L’Italia tra Cavour e Mario Monti

Dal prof. Salvatore Curreri, docente di diritto parlamentare, ricevo questa nota.

Carissimo, ho appena finito di leggere l’articolo “Cavour e la “scommessa italiana” di R. Martucci, professore di Storia delle istituzioni politiche e storia costituzionale nell’Università del Salento. Riflettendo su Cavour, su come sia risultata vincente la sua paziente strategia rispetto agli avventurismi di Mazzini, il pensiero mi è subito corso a Monti. Al pari di Cavour, Monti mi pare un abile giocatore, conscio delle poche carte a disposione, però con una grande preparazione tecnica (nell’articolo si sostiene che Cavour, da grande giocatore e forte delle sue conoscenze più scientifiche che umanistiche, applicasse alle sue decisioni il calcolo delle probabilità) che lo pongono come punto di riferimento anche per potenze più grandi dell’Italia. Mi rivolgo allo storico: ovviamente mutatis mutandis, è azzardato un parallelo tra i due?”.

Trascrivo la mia risposta: “Carissimo Salvatore, i francesi direbbero “c’est une bonne question”, sicuramente un domanda stimolante alla quale non solo non mi sottraggo, ma della quale approfitto per qualche ulteriore riflessione. Ho grande rispetto degli utopisti come Giuseppe Mazzini ma, come dici tu, con l’utopia se non si hanno i piedi per terra non si costruisce niente di buono.

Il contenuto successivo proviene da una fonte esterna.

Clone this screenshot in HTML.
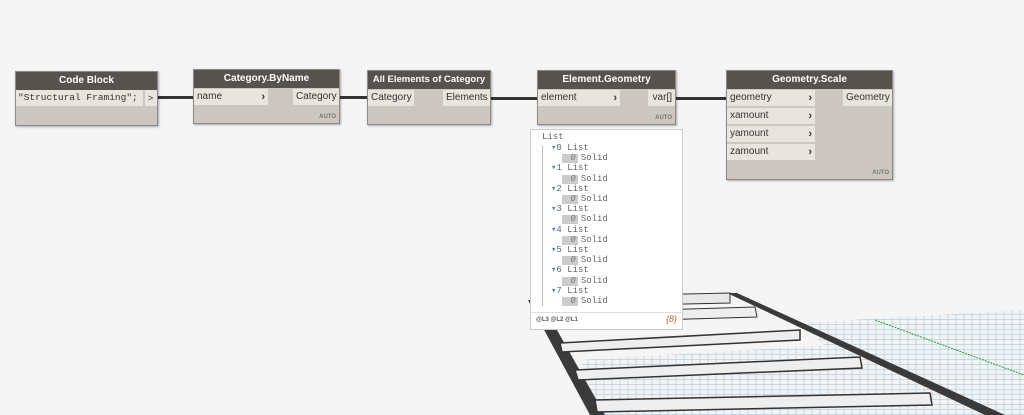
<!DOCTYPE html>
<html><head><style>
*{margin:0;padding:0;box-sizing:border-box}
body{width:1024px;height:415px;background:#f5f5f5;position:relative;overflow:hidden;font-family:"Liberation Sans",sans-serif;}
.n{position:absolute;background:#ccc8c1;border:1px solid #8d8a85;box-shadow:1px 1px 2px rgba(0,0,0,.3)}
.h{background:#56524d;color:#fff;font-weight:bold;font-size:10px;text-align:center;height:18px;line-height:18px;white-space:nowrap;overflow:hidden}
.r{position:absolute;background:#e8e5df;font-size:10px;color:#333;height:16px;line-height:16px;padding-left:3px;white-space:nowrap;overflow:hidden}
.a{position:absolute;right:3px;top:0;font-weight:bold;font-size:11px}
.auto{position:absolute;right:3px;bottom:3px;font-size:6px;font-weight:bold;color:#777}
.w{position:absolute;height:3px;background:#333}
.p{position:absolute;font-family:"Liberation Mono",monospace;font-size:9px;color:#666}
.z{display:inline-block;background:#ccc;color:#777;font-style:italic;width:16px;text-align:right;padding-right:2px;margin-right:3px;line-height:9px}
</style></head><body>
<svg style="position:absolute;left:0;top:0" width="1024" height="415">
<defs><pattern id="m" width="8" height="5" patternUnits="userSpaceOnUse"><rect width="8" height="5" fill="#f1f3f5"/><path d="M0 4.5H8M4 0V5" stroke="#bcd0de" stroke-width="0.8"/></pattern></defs>
<polygon points="800,323 1024,310 1024,415 900,415" fill="url(#m)"/>
<polygon points="580,360 830,345 960,415 600,415" fill="url(#m)"/>
<polygon points="528,300 540,300 605,415 590,415" fill="#3a3a3a"/>
<polygon points="727,293 737,293 1005,415 985,415" fill="#3a3a3a"/>
<polygon points="553,297 730,293 730,303 555,307" fill="#e8e8e8" stroke="#333" stroke-width="1"/>
<polygon points="555,313 755,307 757,317 558,323" fill="#eee" stroke="#333" stroke-width="1"/>
<polygon points="560,343 800,330 800,340 562,352" fill="#eee" stroke="#333" stroke-width="1.5"/>
<polygon points="575,370 860,357 862,368 578,380" fill="#eee" stroke="#333" stroke-width="1.5"/>
<polygon points="595,400 930,393 932,405 597,412" fill="#eee" stroke="#333" stroke-width="1.5"/>
<line x1="875" y1="320" x2="1024" y2="375" stroke="#2a2" stroke-width="1" stroke-dasharray="2,1"/>
</svg>
<div class="w" style="left:158px;top:96px;width:36px"></div>
<div class="w" style="left:339px;top:96px;width:28px"></div>
<div class="w" style="left:490px;top:97px;width:47px"></div>
<div class="w" style="left:675px;top:97px;width:51px"></div>

<div class="n" style="left:15px;top:71px;width:143px;height:55px"><div class="h">Code Block</div>
<div class="r" style="left:0;top:18px;width:127px;font-family:'Liberation Mono',monospace;font-size:9.5px;padding-left:2px">"Structural Framing";</div>
<div class="r" style="left:129px;top:18px;width:12px;font-size:9px">&gt;</div></div>

<div class="n" style="left:193px;top:69px;width:147px;height:55px"><div class="h">Category.ByName</div>
<div class="r" style="left:0;top:19px;width:74px">name<span class="a">›</span></div>
<div class="r" style="left:99px;top:19px;width:46px;text-align:right;padding-right:3px">Category</div><div class="auto">AUTO</div></div>

<div class="n" style="left:367px;top:70px;width:124px;height:55px"><div class="h" style="font-size:9.5px">All Elements of Category</div>
<div class="r" style="left:0;top:19px;width:46px">Category</div>
<div class="r" style="left:75px;top:19px;width:47px;text-align:right;padding-right:3px">Elements</div></div>

<div class="n" style="left:537px;top:70px;width:139px;height:55px"><div class="h">Element.Geometry</div>
<div class="r" style="left:0;top:19px;width:82px">element<span class="a">›</span></div>
<div class="r" style="left:110px;top:19px;width:27px;text-align:right;padding-right:3px">var[]</div><div class="auto">AUTO</div></div>

<div class="n" style="left:726px;top:70px;width:167px;height:110px"><div class="h">Geometry.Scale</div>
<div class="r" style="left:0;top:19px;width:88px">geometry<span class="a">›</span></div>
<div class="r" style="left:0;top:37px;width:88px">xamount<span class="a">›</span></div>
<div class="r" style="left:0;top:55px;width:88px">yamount<span class="a">›</span></div>
<div class="r" style="left:0;top:73px;width:88px">zamount<span class="a">›</span></div>
<div class="r" style="left:116px;top:19px;width:49px;text-align:right;padding-right:3px">Geometry</div><div class="auto">AUTO</div></div>

<div style="position:absolute;left:530px;top:129px;width:153px;height:201px;background:#fff;border:1px solid #ccc">
<div style="position:absolute;left:11px;top:16px;width:1px;height:160px;background:#bbb"></div>
<div class="p" style="left:11px;top:2px">List</div>
<div style="position:absolute;left:0;top:182px;width:151px;border-top:1px solid #ddd"></div>
<div style="position:absolute;left:5px;top:187px;font-size:6px;color:#555;font-weight:bold">@L3 @L2 @L1</div>
<div style="position:absolute;right:5px;top:184px;font-size:9px;color:#b06030;font-style:italic">{8}</div>
</div>
<div class="p" style="left:551px;top:143px;line-height:10.2px;white-space:pre"><span style="color:#48c">▾</span>0 List
  <span class="z">0</span>Solid
<span style="color:#48c">▾</span>1 List
  <span class="z">0</span>Solid
<span style="color:#48c">▾</span>2 List
  <span class="z">0</span>Solid
<span style="color:#48c">▾</span>3 List
  <span class="z">0</span>Solid
<span style="color:#48c">▾</span>4 List
  <span class="z">0</span>Solid
<span style="color:#48c">▾</span>5 List
  <span class="z">0</span>Solid
<span style="color:#48c">▾</span>6 List
  <span class="z">0</span>Solid
<span style="color:#48c">▾</span>7 List
  <span class="z">0</span>Solid</div>
</body></html>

Mi sovviene, a questo proposito – e scusa la saccenteria – una frase di Paul Claudel il quale, criticando gli utopisti, scriveva: “Quando l’uomo tenta di immaginare il Paradiso in terra, il risultato è un molto rispettabile inferno”.

La storia, vedi la vicenda del comunismo, ha dato ampio riscontro di quest’assunto. Ma andiamo al tuo quesito: Cavour tessitore di un progetto politico riuscito vincente e Monti tessitore di un progetto economico, ma anch’esso politico, hanno qualcosa in comune. Per chi si occupa in termini scientifici di analizzare vicende storiche la risposta più razionale è che ogni vicenda va collocata nel suo tempo e sarebbe operazione scorretta lasciarsi andare a paragoni o a forzature.

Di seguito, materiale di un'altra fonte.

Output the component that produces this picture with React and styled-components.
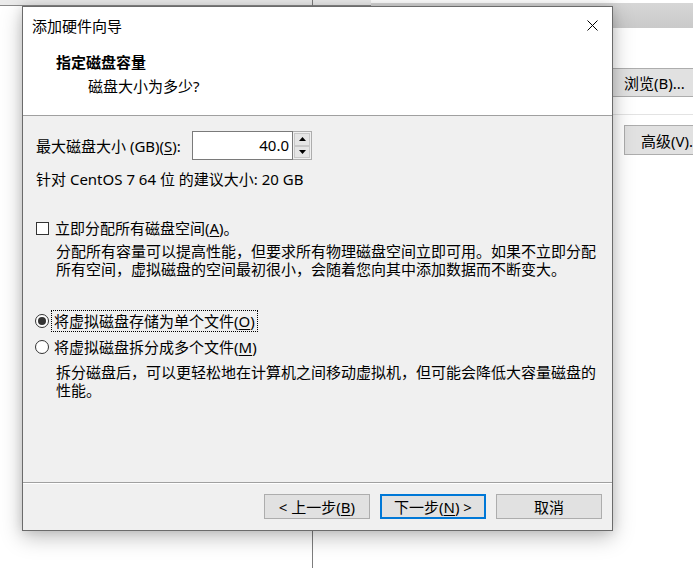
import React from 'react';
import styled, {createGlobalStyle} from 'styled-components';

const GlobalStyle = createGlobalStyle`
    html, body {
        margin: 0;
        padding: 0;
        background: #fff;
    }
    body {
        font-family: "Noto Sans", "Noto Sans CJK SC", sans-serif;
        font-size: 15px;
        color: #000;
    }
`;

// the window that sits behind the wizard
const Desktop = styled.div`
    position: relative;
    width: 693px;
    height: 568px;
    overflow: hidden;
    background: #fff;
`;

const BackWindow = styled.div`
    display: grid;
    grid-template-columns: 312px 1px 1fr;
    height: 100%;
`;

const Pane = styled.div`
    display: flex;
    flex-direction: column;
`;

const TopStrip = styled.div`
    height: 5px;
    width: ${props => props.width || 'auto'};
    flex-shrink: 0;
    background: #ebebeb;
    border-bottom: 1px solid #8a8a8a;
`;

const Divider = styled.div`
    background: #7d7d7d;
`;

const TopRow = styled.div`
    display: flex;
    height: 28px;
`;

const GrayBar = styled.div`
    flex: 1;
    margin-top: 3px;
    background: linear-gradient(#d6d6d6, #cacaca);
`;

const BackButton = styled.div`
    box-sizing: border-box;
    margin-top: ${props => props.top}px;
    margin-left: ${props => props.left}px;
    height: ${props => props.h}px;
    width: 120px;
    padding-left: ${props => props.pad}px;
    display: flex;
    align-items: center;
    background: #e1e1e1;
    border: 1px solid #adadad;
    white-space: nowrap;
`;

const HLine = styled.div`
    margin-top: 17px;
    height: 1px;
    background: #e3e3e3;
`;

// wizard dialog floating over the window
const Dialog = styled.div`
    position: absolute;
    left: 22px;
    top: 6px;
    width: 591px;
    height: 525px;
    box-sizing: border-box;
    border: 1px solid #6b6b6b;
    background: #f0f0f0;
    display: flex;
    flex-direction: column;
    box-shadow: 0 6px 20px rgba(0, 0, 0, 0.26), 0 0 10px rgba(0, 0, 0, 0.1);
`;

const TitleBar = styled.div`
    height: 37px;
    flex-shrink: 0;
    display: flex;
    align-items: center;
    justify-content: space-between;
    background: #fff;
    padding-left: 9px;
`;

const CloseButton = styled.div`
    width: 40px;
    height: 37px;
    display: flex;
    align-items: center;
    justify-content: center;
`;

const Header = styled.div`
    height: 72px;
    flex-shrink: 0;
    box-sizing: border-box;
    background: #fff;
    padding: 8px 0 0 33px;
    border-bottom: 1px solid #a0a0a0;
`;

const HeaderTitle = styled.div`
    font-weight: 700;
    line-height: 20px;
`;

const HeaderSub = styled.div`
    margin: 4px 0 0 32px;
    line-height: 20px;
`;

const Body = styled.div`
    flex: 1;
    padding: 15px 0 0 13px;
`;

const Row = styled.div`
    display: flex;
    align-items: center;
    height: ${props => props.h || 20}px;
    margin-top: ${props => props.top || 0}px;
    white-space: nowrap;
`;

const FieldLabel = styled.div`
    width: 156px;
`;

const NumberBox = styled.div`
    box-sizing: border-box;
    width: 101px;
    height: 29px;
    border: 1px solid #7a7a7a;
    background: #fff;
    text-align: right;
    padding-right: 3px;
    line-height: 27px;
`;

const Spinner = styled.div`
    box-sizing: border-box;
    width: 19px;
    height: 29px;
    display: flex;
    flex-direction: column;
    border: 1px solid #adadad;
    border-left: none;
    background: #f0f0f0;
`;

const SpinButton = styled.div`
    flex: 1;
    display: flex;
    align-items: center;
    justify-content: center;
    background: #e5e5e5;
    border: 1px solid #c8c8c8;
    margin: ${props => props.up ? '1px 1px 0 1px' : '0 1px 1px 1px'};
`;

const Text = styled.div`
    margin-top: ${props => props.top || 0}px;
    line-height: 18px;
`;

const CheckBox = styled.div`
    box-sizing: border-box;
    width: 13px;
    height: 13px;
    border: 1px solid #333;
    background: #fff;
    margin-right: 3px;
`;

const Radio = styled.div`
    box-sizing: border-box;
    width: 14px;
    height: 14px;
    margin-left: -1px;
    border: 1px solid #333;
    border-radius: 50%;
    background: #fff;
    display: flex;
    align-items: center;
    justify-content: center;
    margin-right: 2px;

    &::after {
        content: '';
        width: 8px;
        height: 8px;
        border-radius: 50%;
        background: ${props => props.checked ? '#333' : 'transparent'};
    }
`;

const OptionLabel = styled.span`
    line-height: 20px;
    padding: 0 2px;
    margin-left: ${props => props.gap || 0}px;
    border: 1px dotted ${props => props.focused ? '#000' : 'transparent'};
`;

const Key = styled.span`
    text-decoration: underline;
    text-underline-offset: 2px;
`;

const Desc = styled.div`
    width: 545px;
    margin: ${props => props.top}px 0 0 20px;
    line-height: 18px;
`;

const Footer = styled.div`
    height: 47px;
    flex-shrink: 0;
    display: flex;
    align-items: center;
    justify-content: flex-end;
    gap: 10px;
    padding-right: 10px;
    border-top: 1px solid #a0a0a0;
    box-shadow: inset 0 1px #fff;
`;

const Button = styled.div`
    box-sizing: border-box;
    width: 106px;
    height: 25px;
    display: flex;
    align-items: center;
    justify-content: center;
    background: #e1e1e1;
    border: ${props => props.primary ? '2px solid #0078d7' : '1px solid #adadad'};
    white-space: nowrap;
`;

const Arrow = ({up}) => (
    <svg width="7" height="4" viewBox="0 0 7 4">
        <polygon points={up ? '0,4 7,4 3.5,0' : '0,0 7,0 3.5,4'} fill="#000"/>
    </svg>
);

const App = () => {
    return (
        <Desktop>
            <GlobalStyle/>
            <BackWindow>
                <Pane>
                    <TopStrip/>
                </Pane>
                <Divider/>
                <Pane>
                    <TopRow>
                        <TopStrip width="58px"/>
                        <GrayBar/>
                    </TopRow>
                    <BackButton top={40} left={287} h={29} pad={23}>浏览(B)...</BackButton>
                    <HLine/>
                    <BackButton top={10} left={311} h={30} pad={16}>高级(V)...</BackButton>
                </Pane>
            </BackWindow>

            <Dialog>
                <TitleBar>
                    <span>添加硬件向导</span>
                    <CloseButton>
                        <svg width="11" height="11" viewBox="0 0 11 11">
                            <path d="M0.5 0.5 L10.5 10.5 M10.5 0.5 L0.5 10.5" stroke="#000" strokeWidth="1"/>
                        </svg>
                    </CloseButton>
                </TitleBar>
                <Header>
                    <HeaderTitle>指定磁盘容量</HeaderTitle>
                    <HeaderSub>磁盘大小为多少?</HeaderSub>
                </Header>
                <Body>
                    <Row h={29}>
                        <FieldLabel>最大磁盘大小 (GB)(<Key>S</Key>):</FieldLabel>
                        <NumberBox>40.0</NumberBox>
                        <Spinner>
                            <SpinButton up><Arrow up/></SpinButton>
                            <SpinButton><Arrow/></SpinButton>
                        </Spinner>
                    </Row>
                    <Text top={10}>针对 CentOS 7 64 位 的建议大小: 20 GB</Text>

                    <Row top={30}>
                        <CheckBox/>
                        <OptionLabel>立即分配所有磁盘空间(<Key>A</Key>)。</OptionLabel>
                    </Row>
                    <Desc top={4}>
                        分配所有容量可以提高性能，但要求所有物理磁盘空间立即可用。如果不立即分配所有空间，虚拟磁盘的空间最初很小，会随着您向其中添加数据而不断变大。
                    </Desc>

                    <Row top={33}>
                        <Radio checked/>
                        <OptionLabel focused>将虚拟磁盘存储为单个文件(<Key>O</Key>)</OptionLabel>
                    </Row>
                    <Row top={6}>
                        <Radio/>
                        <OptionLabel>将虚拟磁盘拆分成多个文件(<Key>M</Key>)</OptionLabel>
                    </Row>
                    <Desc top={6}>
                        拆分磁盘后，可以更轻松地在计算机之间移动虚拟机，但可能会降低大容量磁盘的性能。
                    </Desc>
                </Body>
                <Footer>
                    <Button>&lt; 上一步(<Key>B</Key>)</Button>
                    <Button primary>下一步(<Key>N</Key>) &gt;</Button>
                    <Button>取消</Button>
                </Footer>
            </Dialog>
        </Desktop>
    );
};

export default App;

Tuttavia, poiché vi sono sempre, seppure generalizzando, delle possibilità di raffronto non posso che confermare il tuo assunto aggiungendo qualche elemento che, forse, l’articolo citato avrà preso in considerazione. Il conte di Cavour, con grande lucidità, aveva compreso che la partita non si poteva giocare con colpi di mano e, soprattutto, nella Penisola. Il problema italiano poteva trovare una giusta composizione solo in un contesto internazionale visto sul problema Italia si scontravano le due potenze che avevano interessi mediterranei, Francia e Inghilterra, e l’impero austriaco sul cammino del declino. La scelta di Cavour, piuttosto che la rivoluzione, privilegiava la diplomazia e in base alle sensibilità di cui prendeva atto, modulava le scelte sul piano interno.

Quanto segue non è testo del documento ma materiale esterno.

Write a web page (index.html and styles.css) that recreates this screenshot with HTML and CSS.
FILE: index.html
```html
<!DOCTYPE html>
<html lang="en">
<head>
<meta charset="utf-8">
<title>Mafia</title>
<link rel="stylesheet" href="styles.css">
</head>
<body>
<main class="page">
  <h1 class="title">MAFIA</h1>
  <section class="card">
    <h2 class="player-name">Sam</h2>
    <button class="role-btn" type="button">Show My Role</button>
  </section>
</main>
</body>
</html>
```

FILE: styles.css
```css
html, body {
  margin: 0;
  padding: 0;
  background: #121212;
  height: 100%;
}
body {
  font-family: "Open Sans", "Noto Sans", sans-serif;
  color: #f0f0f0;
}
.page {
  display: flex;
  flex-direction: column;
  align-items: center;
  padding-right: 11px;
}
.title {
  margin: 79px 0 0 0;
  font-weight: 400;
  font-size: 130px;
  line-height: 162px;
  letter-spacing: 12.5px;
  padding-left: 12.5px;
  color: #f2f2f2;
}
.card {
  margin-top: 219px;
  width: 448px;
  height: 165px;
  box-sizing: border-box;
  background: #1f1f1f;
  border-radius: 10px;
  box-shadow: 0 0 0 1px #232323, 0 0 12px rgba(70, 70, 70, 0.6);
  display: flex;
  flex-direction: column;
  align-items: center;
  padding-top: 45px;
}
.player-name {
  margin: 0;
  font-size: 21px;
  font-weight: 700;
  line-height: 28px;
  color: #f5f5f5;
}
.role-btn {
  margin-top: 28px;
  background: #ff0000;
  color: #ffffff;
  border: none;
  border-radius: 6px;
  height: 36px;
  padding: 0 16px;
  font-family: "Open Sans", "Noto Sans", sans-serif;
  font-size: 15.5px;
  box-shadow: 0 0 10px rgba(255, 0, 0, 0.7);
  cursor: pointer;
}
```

C’è, a questo proposito, un bel volume di Giuseppe Astuto, ordinario di storia delle istituzioni politiche a Catania, si tratta di “Cavour fra rivoluzione e diplomazia”. che si diffonde proprio su questo tema. Mi pare che anche Mario Monti, serio e pacato, capace di affrontare le situazioni cercando di stemperare i conflitti, segua un po’ lo schema cavouriano. Consapevole che la crisi nella quale siamo immersi, le cui colpe appartengono anche e soprattutto ad una classe politica irresponsabile, deve tenere conto dei contesti internazionali, egli sta giocando la partita della diplomazia economica, ma anche politica, cercando di ricostruire quella credibilità che negli ultimi anni era stata fortemente incrinata. Si sappia, e lo sappiano quanti con grande imprudenza si lasciano andare a soluzioni populistiche sparando contro l’euro, che la salvezza del nostro Paese sta dentro il sistema Europa e che, al di fuori di esso c’è solo un abisso dal quale difficilmente ci si potrebbe tirare fuori.